### Work instructions
In the material below, find every line with "code" and pull it out.

### Material shown
----------------

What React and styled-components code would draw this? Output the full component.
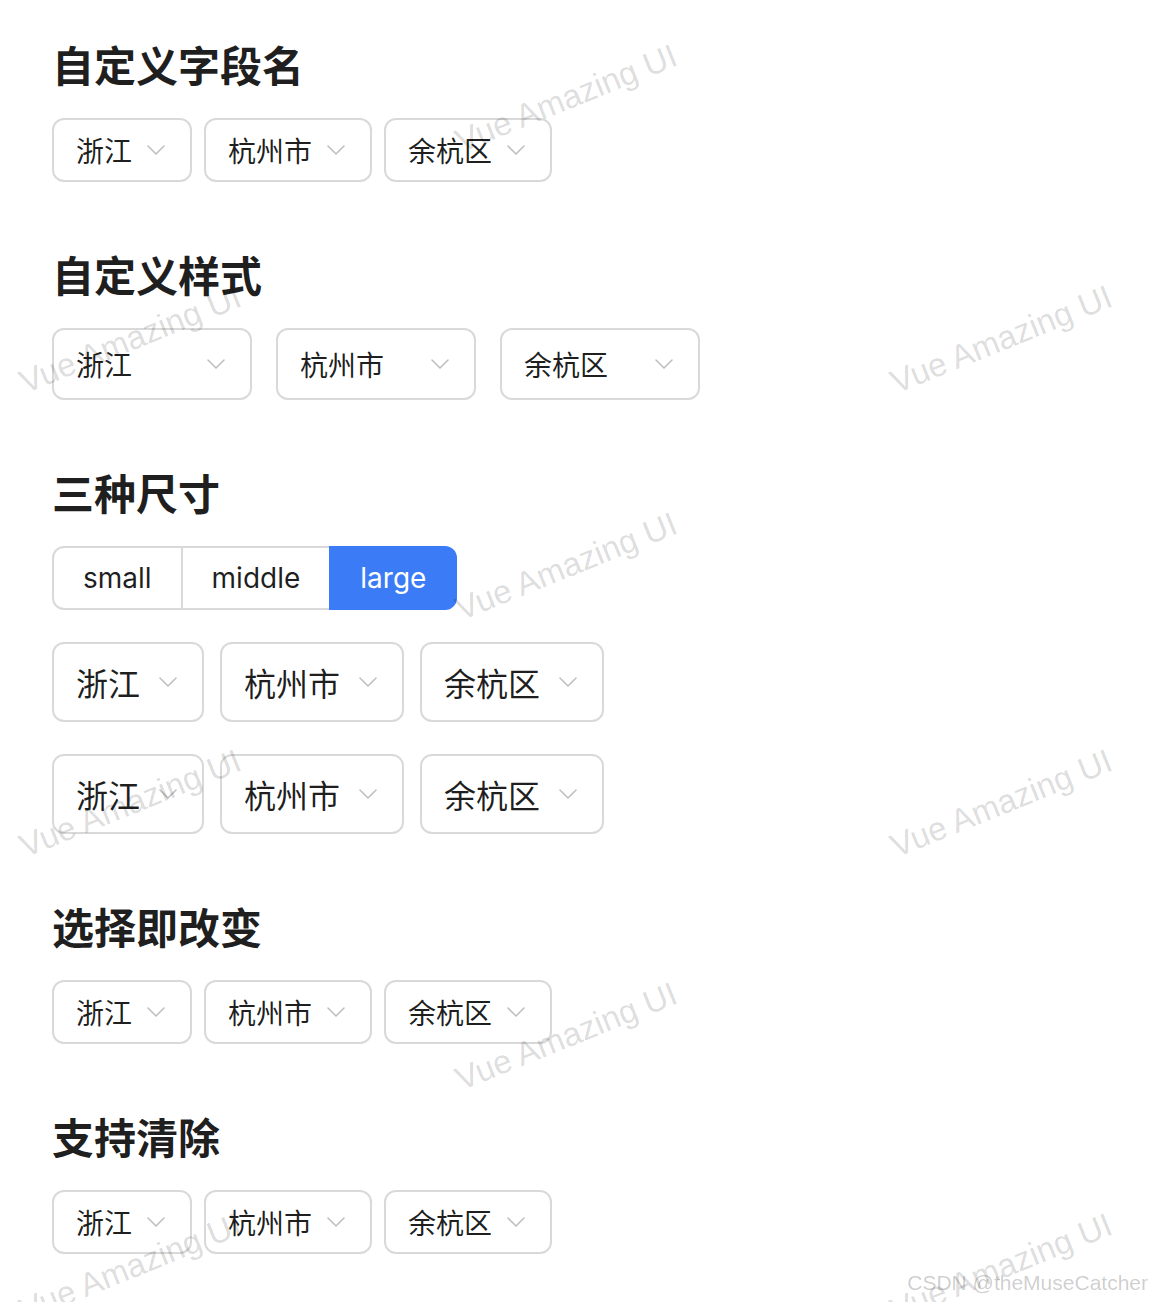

----------------

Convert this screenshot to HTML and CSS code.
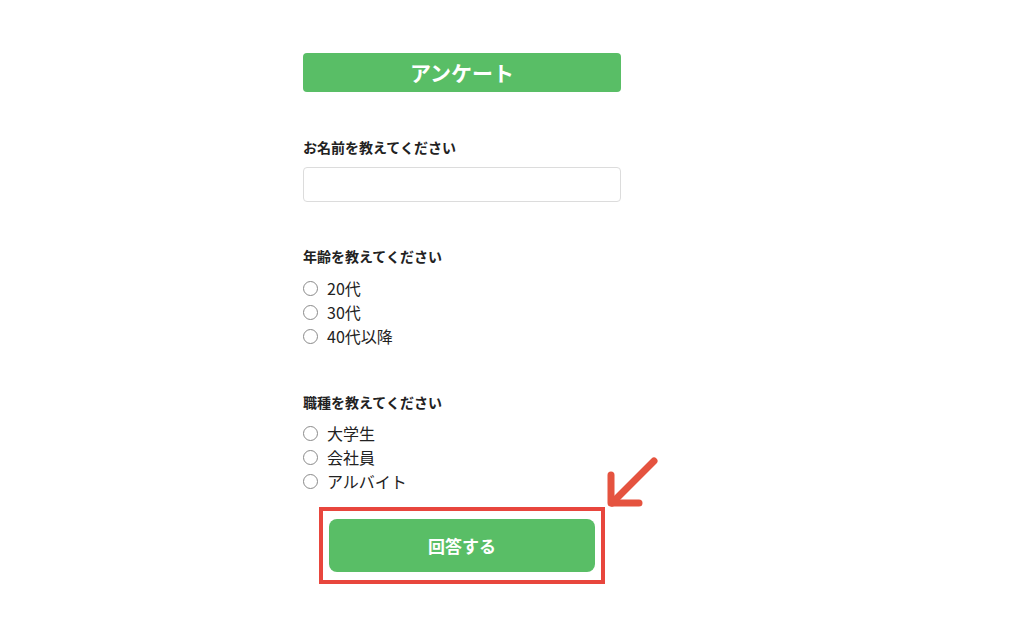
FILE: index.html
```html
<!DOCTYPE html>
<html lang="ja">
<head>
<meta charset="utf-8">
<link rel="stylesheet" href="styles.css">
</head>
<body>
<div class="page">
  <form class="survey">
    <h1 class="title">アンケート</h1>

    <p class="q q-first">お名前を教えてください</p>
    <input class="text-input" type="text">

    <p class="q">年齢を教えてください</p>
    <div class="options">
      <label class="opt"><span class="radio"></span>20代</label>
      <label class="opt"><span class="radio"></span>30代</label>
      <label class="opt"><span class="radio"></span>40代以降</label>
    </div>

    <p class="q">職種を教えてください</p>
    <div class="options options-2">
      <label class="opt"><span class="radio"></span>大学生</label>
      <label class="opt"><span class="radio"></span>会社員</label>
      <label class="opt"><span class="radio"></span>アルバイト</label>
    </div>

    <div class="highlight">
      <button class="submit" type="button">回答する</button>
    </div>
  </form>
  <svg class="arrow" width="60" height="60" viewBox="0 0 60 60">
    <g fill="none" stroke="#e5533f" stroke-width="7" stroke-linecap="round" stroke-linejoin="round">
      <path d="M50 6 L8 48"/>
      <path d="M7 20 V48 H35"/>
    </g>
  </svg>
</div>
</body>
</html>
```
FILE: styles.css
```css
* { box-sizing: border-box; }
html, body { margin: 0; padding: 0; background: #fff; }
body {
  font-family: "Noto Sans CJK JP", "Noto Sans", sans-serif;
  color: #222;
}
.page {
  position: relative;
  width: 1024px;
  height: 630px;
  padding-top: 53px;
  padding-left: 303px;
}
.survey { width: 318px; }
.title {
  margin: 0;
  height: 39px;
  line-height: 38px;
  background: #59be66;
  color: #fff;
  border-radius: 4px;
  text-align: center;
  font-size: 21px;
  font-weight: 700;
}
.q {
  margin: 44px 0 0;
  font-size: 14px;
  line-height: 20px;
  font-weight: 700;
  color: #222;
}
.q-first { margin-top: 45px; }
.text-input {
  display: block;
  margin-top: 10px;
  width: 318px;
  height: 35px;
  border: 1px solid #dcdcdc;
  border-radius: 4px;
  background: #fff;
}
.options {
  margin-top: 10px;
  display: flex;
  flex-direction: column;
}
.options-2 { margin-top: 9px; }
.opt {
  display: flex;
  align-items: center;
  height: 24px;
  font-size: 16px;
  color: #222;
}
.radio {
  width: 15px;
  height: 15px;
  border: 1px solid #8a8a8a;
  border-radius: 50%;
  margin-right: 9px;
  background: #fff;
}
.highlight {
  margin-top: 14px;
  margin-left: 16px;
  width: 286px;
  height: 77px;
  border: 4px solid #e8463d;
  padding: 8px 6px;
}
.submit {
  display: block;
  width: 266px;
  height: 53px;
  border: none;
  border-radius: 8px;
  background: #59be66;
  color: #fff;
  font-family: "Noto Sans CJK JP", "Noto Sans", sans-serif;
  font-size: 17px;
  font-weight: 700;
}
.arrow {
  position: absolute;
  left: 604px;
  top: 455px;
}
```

----------------

### Written solution
What React and styled-components code would draw this? Output the full component.
Convert this screenshot to HTML and CSS code.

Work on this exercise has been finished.